## Given task
Find the lines containing "styles" and say how many there are, with no other words.

* BEGIN *

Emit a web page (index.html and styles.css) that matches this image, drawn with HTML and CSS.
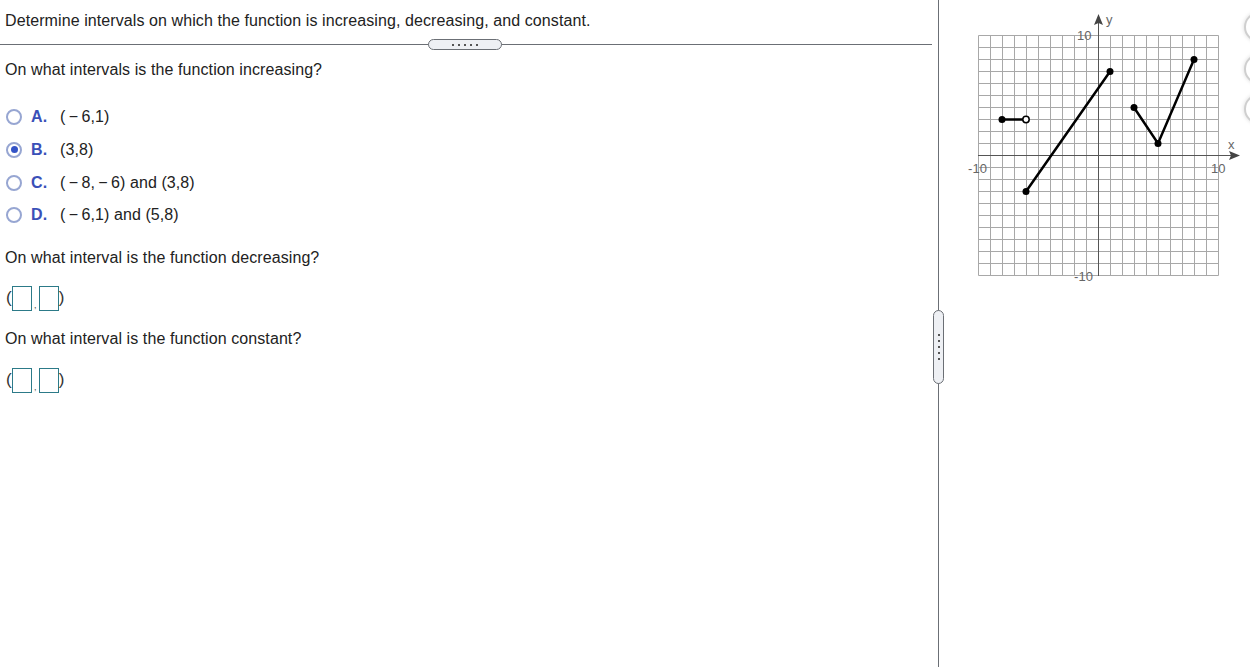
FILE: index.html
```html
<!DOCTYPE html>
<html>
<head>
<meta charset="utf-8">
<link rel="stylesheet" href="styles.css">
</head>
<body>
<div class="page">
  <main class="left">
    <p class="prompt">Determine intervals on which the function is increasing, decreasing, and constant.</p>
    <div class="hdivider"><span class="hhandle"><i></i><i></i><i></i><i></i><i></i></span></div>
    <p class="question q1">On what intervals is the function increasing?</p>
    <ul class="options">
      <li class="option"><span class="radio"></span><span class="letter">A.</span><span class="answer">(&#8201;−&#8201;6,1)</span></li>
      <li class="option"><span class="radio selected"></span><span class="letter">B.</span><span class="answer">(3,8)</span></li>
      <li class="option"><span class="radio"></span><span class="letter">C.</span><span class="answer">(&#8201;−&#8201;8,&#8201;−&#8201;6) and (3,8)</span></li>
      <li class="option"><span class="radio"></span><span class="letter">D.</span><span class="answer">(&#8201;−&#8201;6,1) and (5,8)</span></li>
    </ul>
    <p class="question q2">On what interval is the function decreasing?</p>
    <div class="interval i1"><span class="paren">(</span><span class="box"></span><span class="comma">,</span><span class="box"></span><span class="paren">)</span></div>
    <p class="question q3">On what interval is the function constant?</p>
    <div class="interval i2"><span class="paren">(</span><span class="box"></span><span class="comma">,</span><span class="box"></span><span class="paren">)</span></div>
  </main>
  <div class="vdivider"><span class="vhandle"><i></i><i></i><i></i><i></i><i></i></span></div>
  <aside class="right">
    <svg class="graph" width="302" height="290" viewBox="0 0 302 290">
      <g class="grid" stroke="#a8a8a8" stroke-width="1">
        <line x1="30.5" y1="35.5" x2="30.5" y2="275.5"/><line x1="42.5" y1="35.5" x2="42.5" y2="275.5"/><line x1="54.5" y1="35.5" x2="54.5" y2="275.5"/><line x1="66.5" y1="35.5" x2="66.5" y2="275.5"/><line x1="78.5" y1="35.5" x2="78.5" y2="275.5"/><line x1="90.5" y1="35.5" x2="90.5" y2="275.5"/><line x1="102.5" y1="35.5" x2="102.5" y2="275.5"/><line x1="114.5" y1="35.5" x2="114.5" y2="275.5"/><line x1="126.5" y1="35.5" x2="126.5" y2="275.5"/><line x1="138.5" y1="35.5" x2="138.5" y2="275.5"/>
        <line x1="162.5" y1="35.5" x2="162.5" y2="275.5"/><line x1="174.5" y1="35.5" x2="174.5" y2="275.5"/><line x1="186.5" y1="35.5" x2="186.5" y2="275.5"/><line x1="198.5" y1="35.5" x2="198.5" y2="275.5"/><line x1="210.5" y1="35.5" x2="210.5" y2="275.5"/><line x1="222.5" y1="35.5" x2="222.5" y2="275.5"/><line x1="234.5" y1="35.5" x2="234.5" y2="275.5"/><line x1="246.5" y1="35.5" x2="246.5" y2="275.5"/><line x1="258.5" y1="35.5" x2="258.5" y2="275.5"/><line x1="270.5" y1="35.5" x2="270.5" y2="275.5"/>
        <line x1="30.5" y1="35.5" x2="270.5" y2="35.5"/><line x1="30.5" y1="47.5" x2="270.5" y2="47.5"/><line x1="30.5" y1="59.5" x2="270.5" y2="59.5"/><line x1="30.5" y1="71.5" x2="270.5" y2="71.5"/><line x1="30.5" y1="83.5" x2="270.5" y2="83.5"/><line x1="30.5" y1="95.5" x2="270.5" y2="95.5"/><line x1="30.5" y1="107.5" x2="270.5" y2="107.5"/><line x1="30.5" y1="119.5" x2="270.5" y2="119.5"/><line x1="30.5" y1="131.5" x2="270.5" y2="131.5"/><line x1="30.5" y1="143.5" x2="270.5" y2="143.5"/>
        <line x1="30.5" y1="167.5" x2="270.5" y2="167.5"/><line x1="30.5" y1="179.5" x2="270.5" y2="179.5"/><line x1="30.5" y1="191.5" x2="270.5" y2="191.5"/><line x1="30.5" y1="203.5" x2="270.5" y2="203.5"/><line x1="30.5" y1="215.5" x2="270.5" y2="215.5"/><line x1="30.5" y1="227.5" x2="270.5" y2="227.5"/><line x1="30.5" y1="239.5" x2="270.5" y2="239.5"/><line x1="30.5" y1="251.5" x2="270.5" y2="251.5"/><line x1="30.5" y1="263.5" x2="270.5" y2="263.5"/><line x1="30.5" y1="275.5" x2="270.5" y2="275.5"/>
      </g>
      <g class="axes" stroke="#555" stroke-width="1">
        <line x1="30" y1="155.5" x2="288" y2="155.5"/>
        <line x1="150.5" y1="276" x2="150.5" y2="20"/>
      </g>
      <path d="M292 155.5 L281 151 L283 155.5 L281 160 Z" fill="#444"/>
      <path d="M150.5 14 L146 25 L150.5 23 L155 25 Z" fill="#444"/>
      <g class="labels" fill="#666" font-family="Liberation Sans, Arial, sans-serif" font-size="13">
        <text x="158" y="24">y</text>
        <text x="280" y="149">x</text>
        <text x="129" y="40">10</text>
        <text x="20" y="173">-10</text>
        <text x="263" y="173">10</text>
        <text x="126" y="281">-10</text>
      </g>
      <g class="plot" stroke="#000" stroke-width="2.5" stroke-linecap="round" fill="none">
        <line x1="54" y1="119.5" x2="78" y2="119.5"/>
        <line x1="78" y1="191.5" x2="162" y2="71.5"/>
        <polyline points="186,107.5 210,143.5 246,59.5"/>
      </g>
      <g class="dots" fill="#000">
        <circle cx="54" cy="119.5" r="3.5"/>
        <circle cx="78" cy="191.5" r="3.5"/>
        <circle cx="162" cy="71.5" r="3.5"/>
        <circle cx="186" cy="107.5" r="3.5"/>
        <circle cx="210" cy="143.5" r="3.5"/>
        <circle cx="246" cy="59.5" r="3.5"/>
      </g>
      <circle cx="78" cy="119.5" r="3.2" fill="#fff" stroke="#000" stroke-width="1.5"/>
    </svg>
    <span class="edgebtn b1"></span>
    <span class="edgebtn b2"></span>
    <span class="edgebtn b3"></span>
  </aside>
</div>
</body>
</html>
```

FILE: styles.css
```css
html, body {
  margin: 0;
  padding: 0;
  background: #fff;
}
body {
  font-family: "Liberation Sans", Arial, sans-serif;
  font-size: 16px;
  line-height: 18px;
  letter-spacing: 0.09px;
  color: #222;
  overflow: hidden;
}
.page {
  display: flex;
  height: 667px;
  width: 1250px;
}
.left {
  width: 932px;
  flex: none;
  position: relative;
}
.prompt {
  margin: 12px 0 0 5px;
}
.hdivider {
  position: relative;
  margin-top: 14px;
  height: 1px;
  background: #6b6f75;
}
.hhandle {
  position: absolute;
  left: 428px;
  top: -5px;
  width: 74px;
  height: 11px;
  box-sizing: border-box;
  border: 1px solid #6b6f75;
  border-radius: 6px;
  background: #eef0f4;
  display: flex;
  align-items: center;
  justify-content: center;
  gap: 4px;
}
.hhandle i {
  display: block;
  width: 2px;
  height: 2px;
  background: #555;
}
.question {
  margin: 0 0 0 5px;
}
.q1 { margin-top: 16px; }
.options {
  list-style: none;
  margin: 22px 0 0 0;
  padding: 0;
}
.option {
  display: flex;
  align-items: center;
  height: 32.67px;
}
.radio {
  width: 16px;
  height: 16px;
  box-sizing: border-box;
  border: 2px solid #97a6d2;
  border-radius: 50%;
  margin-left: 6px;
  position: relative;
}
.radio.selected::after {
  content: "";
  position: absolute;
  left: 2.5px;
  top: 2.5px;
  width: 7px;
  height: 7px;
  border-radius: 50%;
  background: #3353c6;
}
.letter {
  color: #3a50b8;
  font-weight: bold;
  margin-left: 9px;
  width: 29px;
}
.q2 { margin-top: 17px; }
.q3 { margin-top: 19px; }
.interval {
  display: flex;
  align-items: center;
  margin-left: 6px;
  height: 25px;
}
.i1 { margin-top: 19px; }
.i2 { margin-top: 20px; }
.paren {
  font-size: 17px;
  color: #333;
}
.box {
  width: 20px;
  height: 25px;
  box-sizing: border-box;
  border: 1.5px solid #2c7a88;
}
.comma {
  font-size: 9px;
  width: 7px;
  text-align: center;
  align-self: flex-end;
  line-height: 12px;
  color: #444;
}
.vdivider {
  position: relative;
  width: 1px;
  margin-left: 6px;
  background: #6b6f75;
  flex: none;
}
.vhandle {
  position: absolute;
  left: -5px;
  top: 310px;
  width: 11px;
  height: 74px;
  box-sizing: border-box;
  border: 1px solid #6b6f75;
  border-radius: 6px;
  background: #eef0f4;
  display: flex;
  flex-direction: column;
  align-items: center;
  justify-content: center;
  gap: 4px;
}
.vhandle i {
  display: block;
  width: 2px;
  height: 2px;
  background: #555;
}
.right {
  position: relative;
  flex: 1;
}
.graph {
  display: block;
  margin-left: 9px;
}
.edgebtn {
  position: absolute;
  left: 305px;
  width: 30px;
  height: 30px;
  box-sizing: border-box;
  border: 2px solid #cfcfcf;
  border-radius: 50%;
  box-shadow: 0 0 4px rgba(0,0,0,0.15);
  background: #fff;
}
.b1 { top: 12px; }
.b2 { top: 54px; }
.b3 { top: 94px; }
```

* END *

## Solution to this exercise
3